Como financiar  soluções capazes de amenizar o abandono dessas populações ? Joe Biden,  Presidente dos EUA,  no encontro com Lula, ofereceu uma contribuição de US$ 50 milhões  para ajudar    ações climáticas do Brasil. A oferta foi desdenhada. O valor é, de fato, pouco significativo. Contudo, reflete uma desconfiança nas verdades  políticas, proclamadas aos quatro ventos, e na sinceridade dos objetivos da Agenda Brasileira para o Meio Ambiente.

Lula, com sua impetuosidade discursiva,  anunciou que, na viagem que estaria fazendo pelos estados do Nordeste, inauguraria esta semana uma nova narrativa política (???). Os cursos de História podem ser fechados.
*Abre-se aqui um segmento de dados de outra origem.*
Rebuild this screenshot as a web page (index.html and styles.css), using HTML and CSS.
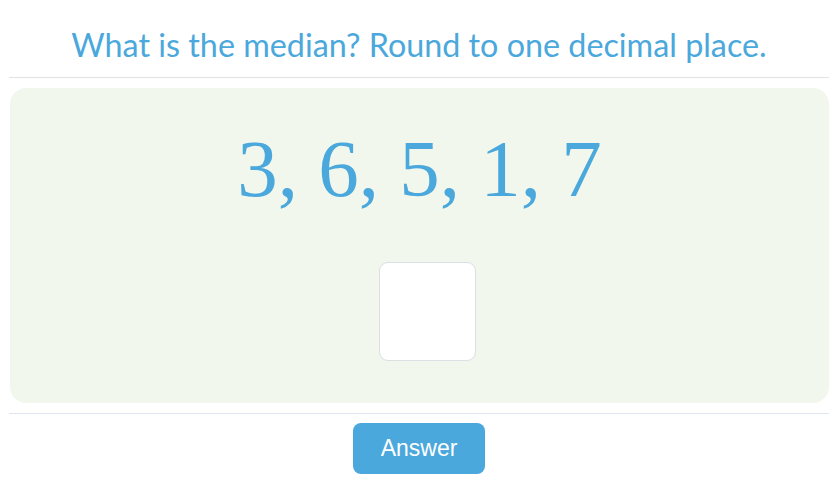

Em estilo político convencional vai, entretanto, anunciar um punhado de obras e feitos em suas gestões anteriores,  nos 100 dias iniciais de governo e, por certo, fazer promessas para o futuro, como o fez anteriormente inaugurando até   pedras fundamentais. 

Em seguida, vai a China visitar Ji Jinping que disputa espaço político com  Joe Biden, a quem acaba de visitar.  Quanto à Ucrânia, lavou as mãos para a  invasão russa. Ministros e gestores das políticas públicas precisam estar atentos . Podem se  enrolar com a nova narrativa e as promessas de  Lula. O Congresso não demonstra disposição embarcar em determinadas canoas. O Supremo até que  pode... A diplomacia brasileira, por sua vez,  parece estar  embrenhando-se por um campo minado, de futuro imprevisível.